I’m going to assume that you use a
/dev/random that is not broken (it’s connected to a hardware random number generator or a cryptographically secure pseudorandom number generator).
Many people seem to feel that a so-called “10-random-character password” formed from a randomly selected uppercase letter, randomly selected lowercase letters, followed by a randomly-chosen digit, a total of 10 characters long, is more than adequate for many purposes.
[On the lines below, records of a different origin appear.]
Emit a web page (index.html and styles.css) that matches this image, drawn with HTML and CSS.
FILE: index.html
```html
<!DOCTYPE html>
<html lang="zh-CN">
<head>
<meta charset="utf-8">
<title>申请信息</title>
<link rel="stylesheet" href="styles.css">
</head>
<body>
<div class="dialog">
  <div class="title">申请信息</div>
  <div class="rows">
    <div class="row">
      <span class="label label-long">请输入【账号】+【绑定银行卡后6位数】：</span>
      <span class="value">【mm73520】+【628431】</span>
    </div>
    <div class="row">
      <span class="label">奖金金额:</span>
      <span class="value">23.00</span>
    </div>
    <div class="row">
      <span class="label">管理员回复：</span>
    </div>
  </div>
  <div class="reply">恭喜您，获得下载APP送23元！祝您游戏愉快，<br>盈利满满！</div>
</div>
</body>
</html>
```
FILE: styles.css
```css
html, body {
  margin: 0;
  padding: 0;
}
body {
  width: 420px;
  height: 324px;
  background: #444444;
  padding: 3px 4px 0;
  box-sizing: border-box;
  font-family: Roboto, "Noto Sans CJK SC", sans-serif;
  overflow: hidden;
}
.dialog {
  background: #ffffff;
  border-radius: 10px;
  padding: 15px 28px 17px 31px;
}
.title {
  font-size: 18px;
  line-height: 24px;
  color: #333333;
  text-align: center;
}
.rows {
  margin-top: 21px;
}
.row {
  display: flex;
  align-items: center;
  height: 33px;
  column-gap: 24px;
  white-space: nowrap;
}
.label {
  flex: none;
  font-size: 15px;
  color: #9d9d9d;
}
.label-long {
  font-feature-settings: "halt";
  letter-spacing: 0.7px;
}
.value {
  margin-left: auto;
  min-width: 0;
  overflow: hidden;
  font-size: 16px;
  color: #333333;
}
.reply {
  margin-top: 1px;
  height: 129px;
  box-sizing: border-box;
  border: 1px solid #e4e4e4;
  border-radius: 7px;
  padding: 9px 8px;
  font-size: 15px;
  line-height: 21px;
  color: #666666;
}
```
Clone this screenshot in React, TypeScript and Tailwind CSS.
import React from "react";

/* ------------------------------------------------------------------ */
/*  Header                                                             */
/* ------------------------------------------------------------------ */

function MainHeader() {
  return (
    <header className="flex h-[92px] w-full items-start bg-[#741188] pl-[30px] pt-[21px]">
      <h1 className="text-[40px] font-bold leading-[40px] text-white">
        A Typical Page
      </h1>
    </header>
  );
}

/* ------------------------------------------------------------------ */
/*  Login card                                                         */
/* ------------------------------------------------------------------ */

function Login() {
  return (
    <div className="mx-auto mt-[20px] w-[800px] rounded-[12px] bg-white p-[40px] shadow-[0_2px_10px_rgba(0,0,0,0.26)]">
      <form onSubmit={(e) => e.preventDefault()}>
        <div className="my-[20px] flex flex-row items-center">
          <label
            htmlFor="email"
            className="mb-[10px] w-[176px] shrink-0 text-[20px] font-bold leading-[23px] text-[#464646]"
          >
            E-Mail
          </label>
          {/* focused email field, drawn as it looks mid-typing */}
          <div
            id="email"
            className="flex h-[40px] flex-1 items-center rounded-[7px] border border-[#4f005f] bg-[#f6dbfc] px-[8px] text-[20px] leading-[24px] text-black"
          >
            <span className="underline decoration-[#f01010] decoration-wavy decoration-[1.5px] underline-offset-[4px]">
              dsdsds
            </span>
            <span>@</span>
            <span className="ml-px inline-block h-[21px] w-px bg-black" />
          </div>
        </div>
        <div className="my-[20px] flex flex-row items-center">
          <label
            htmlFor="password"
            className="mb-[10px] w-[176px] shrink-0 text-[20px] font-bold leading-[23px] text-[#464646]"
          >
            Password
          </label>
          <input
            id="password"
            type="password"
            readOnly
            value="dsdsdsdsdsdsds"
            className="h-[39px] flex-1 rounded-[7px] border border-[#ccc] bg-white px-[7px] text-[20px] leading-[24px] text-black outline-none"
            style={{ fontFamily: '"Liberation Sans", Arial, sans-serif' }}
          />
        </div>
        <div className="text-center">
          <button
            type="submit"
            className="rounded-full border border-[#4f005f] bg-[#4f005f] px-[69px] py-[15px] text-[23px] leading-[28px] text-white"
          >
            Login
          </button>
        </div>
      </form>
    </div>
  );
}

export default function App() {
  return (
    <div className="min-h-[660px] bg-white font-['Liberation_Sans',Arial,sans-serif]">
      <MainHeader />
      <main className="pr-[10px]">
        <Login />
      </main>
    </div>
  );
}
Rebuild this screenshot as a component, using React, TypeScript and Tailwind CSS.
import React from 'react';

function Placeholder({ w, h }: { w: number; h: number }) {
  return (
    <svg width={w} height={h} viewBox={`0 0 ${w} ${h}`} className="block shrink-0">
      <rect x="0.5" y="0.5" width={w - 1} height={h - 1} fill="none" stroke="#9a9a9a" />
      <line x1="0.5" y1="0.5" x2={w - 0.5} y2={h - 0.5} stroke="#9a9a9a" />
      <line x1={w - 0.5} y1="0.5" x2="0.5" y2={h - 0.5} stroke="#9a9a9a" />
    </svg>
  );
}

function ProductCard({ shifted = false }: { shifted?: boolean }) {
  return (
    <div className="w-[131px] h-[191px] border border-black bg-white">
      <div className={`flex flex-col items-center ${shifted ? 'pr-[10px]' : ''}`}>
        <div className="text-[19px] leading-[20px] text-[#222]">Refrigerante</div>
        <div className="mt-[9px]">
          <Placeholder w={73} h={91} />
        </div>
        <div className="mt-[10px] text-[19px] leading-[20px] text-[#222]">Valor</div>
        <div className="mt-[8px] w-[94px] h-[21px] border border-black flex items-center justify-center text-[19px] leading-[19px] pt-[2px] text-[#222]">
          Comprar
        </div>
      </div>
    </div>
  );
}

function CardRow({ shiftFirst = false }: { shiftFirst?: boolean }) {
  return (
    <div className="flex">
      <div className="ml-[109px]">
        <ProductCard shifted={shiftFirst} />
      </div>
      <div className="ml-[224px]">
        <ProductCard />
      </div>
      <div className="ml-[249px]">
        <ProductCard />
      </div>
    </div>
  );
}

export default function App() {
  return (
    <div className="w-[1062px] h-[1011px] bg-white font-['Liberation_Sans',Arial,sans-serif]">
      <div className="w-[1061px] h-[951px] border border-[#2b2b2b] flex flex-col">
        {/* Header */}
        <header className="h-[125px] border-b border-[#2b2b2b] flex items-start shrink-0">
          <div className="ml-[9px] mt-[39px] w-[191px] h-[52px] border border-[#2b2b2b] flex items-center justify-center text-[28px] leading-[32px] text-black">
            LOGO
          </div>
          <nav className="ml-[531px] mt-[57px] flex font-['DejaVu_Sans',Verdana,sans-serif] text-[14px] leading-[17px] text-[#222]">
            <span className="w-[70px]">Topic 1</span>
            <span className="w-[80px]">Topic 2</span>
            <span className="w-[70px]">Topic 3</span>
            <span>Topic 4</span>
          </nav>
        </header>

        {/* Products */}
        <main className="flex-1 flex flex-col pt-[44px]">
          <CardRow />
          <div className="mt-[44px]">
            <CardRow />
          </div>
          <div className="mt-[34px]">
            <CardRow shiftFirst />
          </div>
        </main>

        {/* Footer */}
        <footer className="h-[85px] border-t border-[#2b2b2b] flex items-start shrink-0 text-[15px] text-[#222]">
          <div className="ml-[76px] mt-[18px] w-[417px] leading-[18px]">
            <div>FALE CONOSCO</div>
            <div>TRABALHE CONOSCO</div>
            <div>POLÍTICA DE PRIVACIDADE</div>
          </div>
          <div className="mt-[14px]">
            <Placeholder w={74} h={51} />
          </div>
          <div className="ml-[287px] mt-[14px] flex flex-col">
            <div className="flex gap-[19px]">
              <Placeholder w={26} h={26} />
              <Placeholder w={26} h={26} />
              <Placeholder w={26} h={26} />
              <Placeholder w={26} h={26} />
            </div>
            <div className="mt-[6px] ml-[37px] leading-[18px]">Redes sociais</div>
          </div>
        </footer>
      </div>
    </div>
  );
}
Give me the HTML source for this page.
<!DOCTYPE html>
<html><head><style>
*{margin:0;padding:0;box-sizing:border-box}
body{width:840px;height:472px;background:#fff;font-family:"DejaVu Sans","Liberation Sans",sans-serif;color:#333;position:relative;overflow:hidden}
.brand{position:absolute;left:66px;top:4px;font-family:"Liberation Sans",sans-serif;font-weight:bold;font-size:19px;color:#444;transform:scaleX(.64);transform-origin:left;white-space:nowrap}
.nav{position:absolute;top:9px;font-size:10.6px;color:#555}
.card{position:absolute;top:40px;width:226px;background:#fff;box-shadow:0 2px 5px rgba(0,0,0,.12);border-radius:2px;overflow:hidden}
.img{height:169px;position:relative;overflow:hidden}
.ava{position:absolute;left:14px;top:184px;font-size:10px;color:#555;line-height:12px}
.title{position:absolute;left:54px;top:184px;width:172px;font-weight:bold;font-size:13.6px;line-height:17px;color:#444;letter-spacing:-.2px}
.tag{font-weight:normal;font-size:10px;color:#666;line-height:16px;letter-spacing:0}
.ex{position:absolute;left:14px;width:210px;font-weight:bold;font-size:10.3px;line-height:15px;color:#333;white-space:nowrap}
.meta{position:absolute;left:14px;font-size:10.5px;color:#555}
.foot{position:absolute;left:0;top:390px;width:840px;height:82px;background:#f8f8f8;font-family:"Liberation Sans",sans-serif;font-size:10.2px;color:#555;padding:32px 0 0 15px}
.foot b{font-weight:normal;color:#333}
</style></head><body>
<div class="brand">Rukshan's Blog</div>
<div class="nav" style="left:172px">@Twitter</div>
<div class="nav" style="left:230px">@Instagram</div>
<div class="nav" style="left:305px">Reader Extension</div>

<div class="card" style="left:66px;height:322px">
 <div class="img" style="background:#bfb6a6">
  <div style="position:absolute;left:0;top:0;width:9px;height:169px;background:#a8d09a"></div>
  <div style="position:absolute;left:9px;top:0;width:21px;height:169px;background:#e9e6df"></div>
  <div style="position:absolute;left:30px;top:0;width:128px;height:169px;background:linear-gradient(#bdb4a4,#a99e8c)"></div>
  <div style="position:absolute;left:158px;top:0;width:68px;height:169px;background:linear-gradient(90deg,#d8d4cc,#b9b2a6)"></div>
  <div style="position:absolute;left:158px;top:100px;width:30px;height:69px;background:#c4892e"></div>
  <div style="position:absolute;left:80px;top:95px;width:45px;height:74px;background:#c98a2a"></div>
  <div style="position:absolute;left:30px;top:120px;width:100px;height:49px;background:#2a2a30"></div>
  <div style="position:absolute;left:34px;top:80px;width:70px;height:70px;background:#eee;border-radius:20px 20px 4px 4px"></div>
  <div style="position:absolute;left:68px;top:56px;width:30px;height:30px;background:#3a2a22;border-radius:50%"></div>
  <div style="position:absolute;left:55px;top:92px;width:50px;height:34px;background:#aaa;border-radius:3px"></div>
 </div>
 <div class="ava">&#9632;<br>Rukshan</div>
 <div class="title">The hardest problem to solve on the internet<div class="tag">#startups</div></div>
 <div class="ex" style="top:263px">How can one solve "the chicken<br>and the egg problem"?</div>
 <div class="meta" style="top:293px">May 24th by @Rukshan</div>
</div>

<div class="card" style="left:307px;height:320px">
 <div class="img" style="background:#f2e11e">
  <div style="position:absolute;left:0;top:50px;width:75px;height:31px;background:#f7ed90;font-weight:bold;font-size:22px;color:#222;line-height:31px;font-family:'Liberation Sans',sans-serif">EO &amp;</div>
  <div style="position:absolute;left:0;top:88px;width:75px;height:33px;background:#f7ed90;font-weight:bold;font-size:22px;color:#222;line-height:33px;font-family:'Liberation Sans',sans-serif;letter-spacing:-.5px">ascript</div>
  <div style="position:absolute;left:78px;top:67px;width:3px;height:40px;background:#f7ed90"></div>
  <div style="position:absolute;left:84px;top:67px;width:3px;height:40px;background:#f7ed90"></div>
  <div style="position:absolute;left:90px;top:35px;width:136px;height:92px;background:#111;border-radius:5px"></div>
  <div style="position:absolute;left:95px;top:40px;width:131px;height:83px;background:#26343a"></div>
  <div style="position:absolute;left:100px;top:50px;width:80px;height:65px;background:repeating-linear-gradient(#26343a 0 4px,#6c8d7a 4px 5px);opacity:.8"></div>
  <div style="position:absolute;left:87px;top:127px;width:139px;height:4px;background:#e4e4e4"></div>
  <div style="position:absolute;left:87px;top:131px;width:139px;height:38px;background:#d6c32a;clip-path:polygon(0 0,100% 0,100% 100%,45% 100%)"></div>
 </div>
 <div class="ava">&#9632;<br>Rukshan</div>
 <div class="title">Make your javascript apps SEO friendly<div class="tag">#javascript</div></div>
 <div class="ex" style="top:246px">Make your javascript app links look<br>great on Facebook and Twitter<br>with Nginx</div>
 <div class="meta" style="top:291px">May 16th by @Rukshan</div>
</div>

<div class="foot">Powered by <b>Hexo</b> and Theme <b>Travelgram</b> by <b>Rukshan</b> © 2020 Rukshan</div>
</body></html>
That gives ln2( 26^9 * 10 ) = 45.6 bits of password strength.
If you completely randomly pick words from any list of 7776 words ( 6^5 words ), such as the the standard Diceware list or the easier-to-type-on-a-phone Dialdice list, and the attacker knows exactly what wordlist you use,
and your user chooses the first 4 words you select, in the order you select them, the user gets ln2( (6^5)^4 ) = 51.7 bits of password strength.
If the user hits the refresh key a random number of times, and then rolls the dice to randomly selects 4 words from among the ones you present, and then rolls the dice to shuffle those words into a random order to generate the 4-word Diceware passphrase, then (again assuming
/dev/random is not broken) I can a priori calculate that it has no effect — the user still has 51.7 bits of password strength.
If the user thinks that’s not enough password strength, then I think your system should allow the user to add additional letters, symbols, words, etc.
effects of non-random selection
Your user is unlikely to make a completely random selection, but that’s OK. In the worst case — your user puts things in alphabetical order or chooses some other order, and the attacker somehow knows exactly what order that is,
you’ve lost -ln2( 4! ) = -4.6 bits of password strength from a 4-word Dialdice passphrase.
If we assume the user always rejects certain words, and keeps refreshing until he can make a passphrase without those words, and those words make up about 1/6 of the dictionary, and somehow the attacker knows which words those are, then for a 4-word Dialdice passphrase we’ve lost about -1 total bit of password strength.
(The worst case is a loss of N bits of password strength for every 2^N times the user pushes the refresh button — but that doesn’t seem to be realistic to me).
The combination of these two effects results in your users having 46.1 bits of password strength with a 4-word Dialdice passphrase — stronger than the 10-random-character password, and much easier to memorize.
If you later think that’s not enough password strength, it’s pretty straightforward to increase the minimum number of words in the passphrase,
or switch to a wordlist with more words in it, or both.
(You could use the approach in “Migrate old md5 passwords to bcrypt passwords” to force everyone with old, low-strength passwords to upgrade to new, higher-strength passwords).
That sounds great to me.
The idea of the xkcd comic is to generate a passphrase based on 4 words from a small dictionary of about 2000 to 3000 extremely common words.
If you let users pick words from a refreshable list, you significantly reduce entropy. The same is true for letting them change the order. Have a look at XKCD #936: Short complex password, or long dictionary passphrase?
Therefore you need to provide a much larger dictionary with less common words to compensate.
On the practical side: Users don’t like typing in long passwords, especially on devices without a proper keyboard.